La violenza esplode, si intensificano gli scontri a fuoco fra criminali e Polizia, sempre più alto il numero delle rapine negli istituti di credito. E il “Paese illegale” non ha sede solo nel Meridione, ma anche nelle periferie delle città del Nord. Non più soltanto il volto di un Sud disoccupato, degradato, dove appare con forte evidenza l’intreccio tra criminalità organizzata, apparati statali e strutture finanziarie, ma il volto di una nazione gravemente deteriorata dove non esiste regola o valore al di fuori della legge del più forte e della ricerca spasmodica di denaro, un Paese dove vivono schiere di giovani cresciuti con la pistola in mano o sfruttati in lavori precari o come garzoni di bottega. Un’autentica scuola di perfezionamento per le nuove leve che finiscono per irrobustire le grandi strutture criminali.
Ed infine il potere mafioso la cui attività non si limita al traffico di droga, agli appalti, alle estorsioni, allo sfruttamento della prostituzione, ma punta all’investimento dei capitali nelle grandi e medie imprese: dal turismo all’agricoltura, dall’edilizia ai supermercati, dagli istituti finanziari alle case da gioco, dalle società di import-export a quelle per lo smaltimento dei rifiuti tossici. Si tratta ogni anno di centinaia di miliardi di dollari che si rendono irriconoscibili attraverso i più tortuosi canali finanziari. Si calcola che la criminalità organizzata investa in attività legali oltre il 60% dei suoi ricavi. Tutto questo finisce col nuocere gravemente alla nostra economia finendo, non di rado con lo strozzare il mercato, col mettere in ginocchio migliaia di imprese commerciali. Un fenomeno che si è esteso non solo all’interno, ma anche fuori dei confini del Paese e che, purtroppo, non è stato preso nella dovuta considerazione.
Malgrado gli sforzi di tanti solerti investigatori che hanno condotto inchieste in questi complicati settori, non si può affermare che si siano ottenuti risultati significativi. Bisogna puntare fin dall’inizio su una tecnica investigativa mirata alla realtà complessiva di “Cosa nostra” e non, come purtroppo è avvenuto nel passato, sui singoli episodi criminali, considerati segmenti separati senza nessuno sforzo di collegamento.

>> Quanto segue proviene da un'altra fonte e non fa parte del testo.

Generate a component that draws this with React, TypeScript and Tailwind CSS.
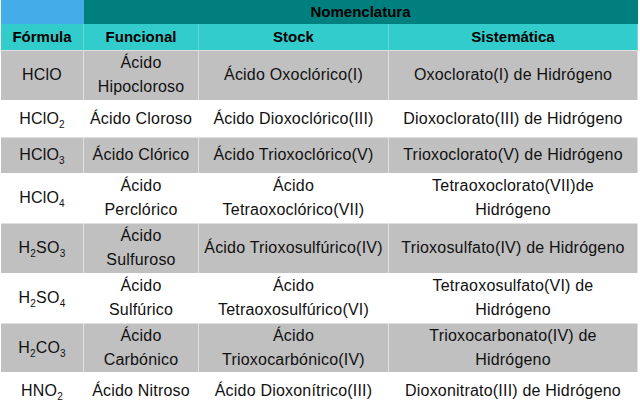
import React from "react";

type Cell = React.ReactNode;

const Sub = ({ children }: { children: React.ReactNode }) => (
  <span className="relative top-[4px] text-[10px] leading-none">{children}</span>
);

const rows: { h: string; gray: boolean; cells: Cell[] }[] = [
  {
    h: "h-[50px]",
    gray: true,
    cells: [
      <>HClO</>,
      <>Ácido<br />Hipocloroso</>,
      <>Ácido Oxoclórico(I)</>,
      <>Oxoclorato(I) de Hidrógeno</>,
    ],
  },
  {
    h: "h-[37px]",
    gray: false,
    cells: [
      <>HClO<Sub>2</Sub></>,
      <>Ácido Cloroso</>,
      <>Ácido Dioxoclórico(III)</>,
      <>Dioxoclorato(III) de Hidrógeno</>,
    ],
  },
  {
    h: "h-[36px]",
    gray: true,
    cells: [
      <>HClO<Sub>3</Sub></>,
      <>Ácido Clórico</>,
      <>Ácido Trioxoclórico(V)</>,
      <>Trioxoclorato(V) de Hidrógeno</>,
    ],
  },
  {
    h: "h-[50px]",
    gray: false,
    cells: [
      <>HClO<Sub>4</Sub></>,
      <>Ácido<br />Perclórico</>,
      <>Ácido<br />Tetraoxoclórico(VII)</>,
      <>Tetraoxoclorato(VII)de<br />Hidrógeno</>,
    ],
  },
  {
    h: "h-[50px]",
    gray: true,
    cells: [
      <>H<Sub>2</Sub>SO<Sub>3</Sub></>,
      <>Ácido<br />Sulfuroso</>,
      <>Ácido Trioxosulfúrico(IV)</>,
      <>Trioxosulfato(IV) de Hidrógeno</>,
    ],
  },
  {
    h: "h-[50px]",
    gray: false,
    cells: [
      <>H<Sub>2</Sub>SO<Sub>4</Sub></>,
      <>Ácido<br />Sulfúrico</>,
      <>Ácido<br />Tetraoxosulfúrico(VI)</>,
      <>Tetraoxosulfato(VI) de<br />Hidrógeno</>,
    ],
  },
  {
    h: "h-[49px]",
    gray: true,
    cells: [
      <>H<Sub>2</Sub>CO<Sub>3</Sub></>,
      <>Ácido<br />Carbónico</>,
      <>Ácido<br />Trioxocarbónico(IV)</>,
      <>Trioxocarbonato(IV) de<br />Hidrógeno</>,
    ],
  },
  {
    h: "h-[37px]",
    gray: false,
    cells: [
      <>HNO<Sub>2</Sub></>,
      <>Ácido Nitroso</>,
      <>Ácido Dioxonítrico(III)</>,
      <>Dioxonitrato(III) de Hidrógeno</>,
    ],
  },
];

export default function App() {
  return (
    <div className="w-[640px] h-[407px] overflow-hidden bg-white font-['Liberation_Sans',Arial,sans-serif] text-[#111]">
      <table className="w-[637px] table-fixed border-collapse">
        <colgroup>
          <col className="w-[83px]" />
          <col className="w-[115px]" />
          <col className="w-[190px]" />
          <col className="w-[249px]" />
        </colgroup>
        <thead>
          <tr className="h-[24px]">
            <th className="bg-[#43adea] p-0"></th>
            <th
              colSpan={3}
              className="bg-[#007f7f] p-0 text-center text-[15px] font-bold leading-[24px] text-black"
            >
              Nomenclatura
            </th>
          </tr>
          <tr className="h-[26px] bg-[#33cccc] text-[15px] font-bold text-black">
            <th className="border-x border-white/25 p-0 text-center leading-[20px]">Fórmula</th>
            <th className="border-x border-white/25 p-0 text-center leading-[20px]">Funcional</th>
            <th className="border-x border-white/25 p-0 text-center leading-[20px]">Stock</th>
            <th className="border-x border-white/25 p-0 text-center leading-[20px]">Sistemática</th>
          </tr>
        </thead>
        <tbody>
          {rows.map((r, i) => (
            <tr key={i} className={`${r.h} ${r.gray ? "bg-[#c0c0c0]" : "bg-white"}`}>
              {r.cells.map((c, j) => (
                <td
                  key={j}
                  className="border border-white/50 p-0 text-center align-middle text-[16px] leading-[24px] tracking-[0.2px] whitespace-nowrap"
                >
                  {c}
                </td>
              ))}
            </tr>
          ))}
        </tbody>
      </table>
    </div>
  );
}
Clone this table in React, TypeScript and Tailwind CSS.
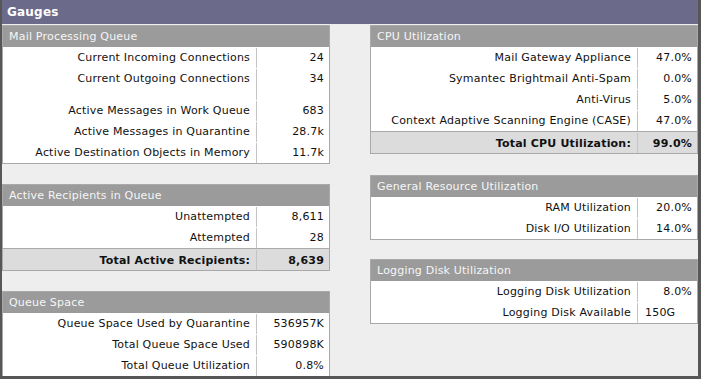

Solo con l’intervento del pool alcune indagini hanno sortito esiti apprezzabili anche grazie agli apporti dei pentiti. Purtroppo col passare del tempo sembrano riaffiorare sintomi di nuovi processi di rimozione, della gravità della minaccia di “Cosa nostra”, rischiando, ancora una volta, di vanificare gli sforzi compiuti. Una responsabilità che non può essere attribuita alle Forze di polizia ma direttamente a chi governa, a coloro ai quali spetta l’onere di ricordarsi che i problemi del Paese esigono assiduo impegno e grande competenza.